The grant from the NIH’s Faculty Institutional Recruitment for Sustainable Transformation Program is the largest ever received by UCSD to enhance faculty diversity. UCSD is the only UC institution to receive FIRST Cohort funding.
The NIH identified the lack of “mentoring, guidance in career development, access to professional networks and integration into the fabric of the institution” as contributing factors to the disproportionately low numbers of underrepresented faculty and women in the biomedical workforce.
Led by JoAnn Trejo, UCSD professor of pharmacology, and Maraa Elena Martinez, professor of public health, the program is intended to “transform institutional culture towards inclusive excellence by hiring a diverse cohort of biomedical scientists in four research disciplines — cancer, cardiovascular diseases, infectious diseases/immunology and neurosciences,” a university statement reads.

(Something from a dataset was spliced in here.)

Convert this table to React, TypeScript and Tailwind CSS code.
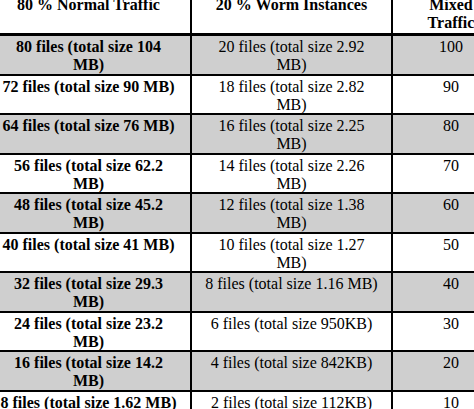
import React from "react";

const rows: [string, string, string][] = [
  ["80 files (total size 104 MB)", "20 files (total size 2.92 MB)", "100"],
  ["72 files (total size 90 MB)", "18 files (total size 2.82 MB)", "90"],
  ["64 files (total size 76 MB)", "16 files (total size 2.25 MB)", "80"],
  ["56 files (total size 62.2 MB)", "14 files (total size 2.26 MB)", "70"],
  ["48 files (total size 45.2 MB)", "12 files (total size 1.38 MB)", "60"],
  ["40 files (total size 41 MB)", "10 files (total size 1.27 MB)", "50"],
  ["32 files (total size 29.3 MB)", "8 files (total size 1.16 MB)", "40"],
  ["24 files (total size 23.2 MB)", "6 files (total size 950KB)", "30"],
  ["16 files (total size 14.2 MB)", "4 files (total size 842KB)", "20"],
  ["8 files (total size 1.62 MB)", "2 files (total size 112KB)", "10"],
];

export default function App() {
  return (
    <div className="w-[474px] h-[409px] overflow-hidden bg-white font-['Liberation_Serif',serif] text-[16px] leading-[18.4px] text-black">
      <div className="ml-[-13px] mt-[-6px] w-max grid grid-cols-[205px_201px_116px]">
        <div className="h-[42px] border-b-[3px] border-r-2 border-black px-[13px] pt-[2px] text-center font-bold">
          80 % Normal Traffic
        </div>
        <div className="h-[42px] border-b-[3px] border-r-2 border-black px-[12px] pt-[2px] text-center font-bold">
          20 % Worm Instances
        </div>
        <div className="h-[42px] border-b-[3px] border-black px-[12px] pt-[2px] text-center font-bold">
          Mixed Traffic
        </div>
        {rows.map((r, i) => {
          const bg = i % 2 === 0 ? "bg-[#cfcfcf]" : "bg-white";
          return (
            <React.Fragment key={i}>
              <div className={`${bg} h-[39.5px] border-b-2 border-r-2 border-black px-[13px] pt-[2px] text-center font-bold`}>
                {r[0]}
              </div>
              <div className={`${bg} h-[39.5px] border-b-2 border-r-2 border-black px-[12px] pt-[2px] text-center`}>
                {r[1]}
              </div>
              <div className={`${bg} h-[39.5px] border-b-2 border-black px-[12px] pt-[2px] text-center`}>
                {r[2]}
              </div>
            </React.Fragment>
          );
        })}
      </div>
    </div>
  );
}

“UC San Diego is among the most enriched biomedical research environments in the world but lacks faculty diversity and effective programming to enhance inclusive excellence similar to other research-intensive institutions,” Trejo said. “The interdisciplinary nature of our four chosen research clusters and the strength of existing cross-campus faculty collaborations between health sciences, biological sciences, engineering, physical sciences and social sciences will ensure that the FIRST Program has an impact on the entire biomedical research enterprise across the university.”
The funding will also begin — and strengthen existing — programs developed by UCSD’s Office of Faculty Affairs to enhance faculty recruitment, retention, success and inclusion.
“The FIRST Program is the expansion of a pilot initiative to recruit and hire a cluster of underrepresented faculty in the health sciences,” Martinez said. “The introduction of the cohort model into our hiring and onboarding efforts enables us to foster a supportive community for faculty hired through the FIRST Program. Our goal is to enhance the faculty member’s career development, which will be the key to their long-term success at UC San Diego.”
The FIRST Program funding arrives on the heels of two other university- wide initiatives that focus on enhancing faculty diversity. UC San Diego recently received $1 million in grants through the University of California’s Advancing Faculty Diversity Program with the intent to increase faculty diversity, spur innovative research and infuse culture into the curriculum.